Research

Research Stream 1: The Scaling and Scalability of Firms

Data Privacy, Scaling, and Firm Scope: Evidence from the GDPR (with Deepak Somaya; To be submitted to Strategic Management Journal)

Abstract: The collection and use of personal data is a key driver of value creation by digital firms; however, it is simultaneously affected by data privacy concerns, which have emerged as an important strategic and public policy issue. Although prior research has examined many immediate impacts of data privacy protections on firms, their consequences for the fundamental economics of firms—such as their ability to scale—have remained largely unexplored. Scaling is vital for digital firms because it typically underpins their core business model and has follow-on implications for key corporate strategies, such as diversification. The current paper uses the enactment of the General Data Protection Regulation (GDPR) in Europe as a quasi-experiment to examine the effects of stronger privacy protections on the scaling of digital firms, and, in turn, on firm scope. Difference-in-differences estimates indicate large decreases in scaling associated with the GDPR’s stronger privacy protections, and similarly substantial follow-on impacts on firm scope. These findings have significant implications for the research literatures on data privacy, firm scaling, and diversification.

When Do Startups Acquire Startups: A Strategic Response to Scaling Constraints  (Job market paper)

Abstract: This paper examines how the scaling needs of startups affect their likelihood of acquiring other startups. While scaling research has identified key internal enablers of scaling within the firm, the role of acquisitions in scaling remains underexplored. Meanwhile, despite extensive research on acquisitions by large, established firms, the phenomenon of startups acquiring other startups has received little scholarly attention. Bridging these two strands of literature, this paper posits that scaling constraints experienced by startups increase their likelihood of undertaking acquisitions. Acquisitions may serve as a solution for unlocking scaling by allowing startups to quickly broaden their market appeal and to rekindle the scale economies of their resource bundles. This effect is further amplified for startups with a lower degree of market differentiation and for those funded by more scaling-oriented lead venture capitalists (VCs). Leveraging an exogeneous change in scaling constrains imposed by the General Data Protection Regulation (GDPR) as a quasi-experiment, this paper finds empirical support for the proposed hypotheses and mechanisms. The quantitative analyses are further supplemented by qualitative interviews. This paper contributes to our understanding of managing the dynamics of scaling and the use of acquisitions by startups to mitigate scaling constraints. Additionally, it sheds light on the growing phenomenon of startups acquiring other startups by highlighting scaling needs as a key driver of these acquisitions. 

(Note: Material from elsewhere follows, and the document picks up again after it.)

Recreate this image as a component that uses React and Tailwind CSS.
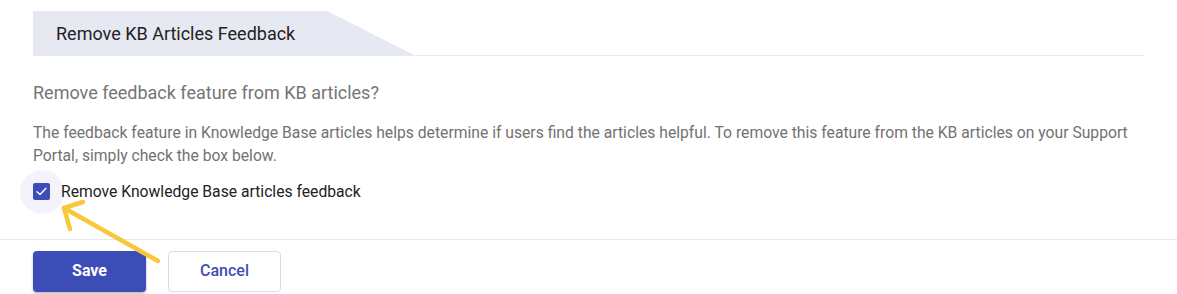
export default function App() {
  return (
    <div className="relative w-[1177px] h-[294px] bg-white overflow-hidden font-['Roboto',sans-serif]">
      <div className="px-[33px] pt-[11px]">
        <div className="flex items-end">
          <div className="flex h-[45px]">
            <div className="w-[294px] bg-[#e6e8f2] pl-[23px] flex items-center text-[18px] text-[#222]">
              Remove KB Articles Feedback
            </div>
            <svg width="89" height="45" viewBox="0 0 89 45" className="block">
              <polygon points="0,0 0,45 89,45" fill="#e6e8f2" />
            </svg>
          </div>
          <div className="flex-1 border-b border-[#e8e7f4]" />
        </div>

        <h3 className="mt-[26px] text-[18px] leading-[22px] text-[#757575]">
          Remove feedback feature from KB articles?
        </h3>

        <p className="mt-[17px] w-[1111px] text-[15.7px] leading-[23px] text-[#727272]">
          The feedback feature in Knowledge Base articles helps determine if users find the articles helpful. To remove this feature from the KB articles on your Support Portal, simply check the box below.
        </p>

        <label className="mt-[13px] flex items-center gap-[11px]">
          <span className="relative flex items-center justify-center w-[17px] h-[17px]">
            <span className="absolute left-1/2 top-1/2 w-[44px] h-[44px] -translate-x-1/2 -translate-y-1/2 rounded-full bg-[#f4f3fb]" />
            <span className="relative flex items-center justify-center w-[17px] h-[17px] rounded-[2px] bg-[#3d4db7]">
              <svg width="11" height="9" viewBox="0 0 11 9" fill="none">
                <path d="M1 4.8 L4 7.6 L10 1.2" stroke="#fff" strokeWidth="1.4" strokeLinecap="round" strokeLinejoin="round" />
              </svg>
            </span>
          </span>
          <span className="relative text-[15.7px] text-[#222]">Remove Knowledge Base articles feedback</span>
        </label>
      </div>

      <div className="mt-[35px] border-t border-[#e8e7f0]" />

      <div className="px-[33px] pt-[11px] flex gap-[22px]">
        <button className="w-[113px] h-[41px] rounded-[4px] bg-[#3d4db7] text-white font-bold text-[16px] shadow-[0_2px_3px_rgba(0,0,0,0.25)]">
          Save
        </button>
        <button className="w-[113px] h-[41px] rounded-[4px] bg-white border border-[#dcdce4] text-[#3d4db7] font-medium text-[16px]">
          Cancel
        </button>
      </div>

      <svg className="absolute left-0 top-0 pointer-events-none" width="1177" height="294" viewBox="0 0 1177 294">
        <g stroke="#f7c83a" strokeWidth="4.5" strokeLinecap="round" strokeLinejoin="round" fill="none">
          <path d="M158 261 L64 208" />
          <path d="M83 202 L64 208 L70 229" />
        </g>
      </svg>
    </div>
  );
}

Research Stream 2: Firm Innovation and Adaptation

Knowledge Interdependence as a Double-Edged Sword for Firm Innovation: The Role of Regulation-Induced Product Shocks  (with Min Jung Kim; To be submitted to Organization Science)

Abstract: This study examines how knowledge interdependence, in combination with environmental contingencies, influences firm innovation. Using the U.S. pharmaceutical industry as an empirical setting, we find that firms’ knowledge interdependence is positively associated with innovation, as it can generate synergistic effects and facilitate the reuse of their existing knowledge. However, the positive relationship becomes negative when firms experience regulation-induced product shocks (e.g., drug withdrawals and black box warnings), owing to substantial adjustment costs and high technological uncertainty associated with those shocks. The findings highlight that knowledge interdependence is a double-edged sword for firm innovation, and its implications for innovation depend on environmental contingencies requiring adjustments to their knowledge bases. 

The C.O.P.E. Framework: Key Antecedent Conditions Shaping Firms’ Responses to Technological Shocks (with Hyeonsuh Lee, Joseph Mahoney, Deepak Somaya; To be submitted to Strategic Management Journal)

Abstract: Understanding the drivers of firms’ responses to technological shocks is of broad interest to management scholars in many areas of research, including organizational adaptation, strategic renewal, redeployment, disruptive innovation, and competitive dynamics. Although prior research has advanced several theories to examine organizational adaptation to technological shocks, these studies have typically focused on a single theoretical lens to examine firms’ responses to them. Consequently, extant research provides limited systematic understanding about the complex interdependent sources of inertia that affect firms’ responses to technological shocks. We address this research gap by developing a cogent and integrative theoretical framework—the C.O.P.E. framework—which highlights the interplay of cognitive, organizational, political, and economic factors as critical sources that shape firms’ responses to technological shocks. The C.O.P.E. framework thus provides an integrative multi-lens perspective and advances the extant literature by reducing blind spots and bringing to the foreground often neglected interdependencies across C.O.P.E. factors. Further, it also provides insights for adjacent literatures like dynamic capabilities and sets forth a rich research agenda on the complex multi-dimensional problem of firm adaptation to technological shocks.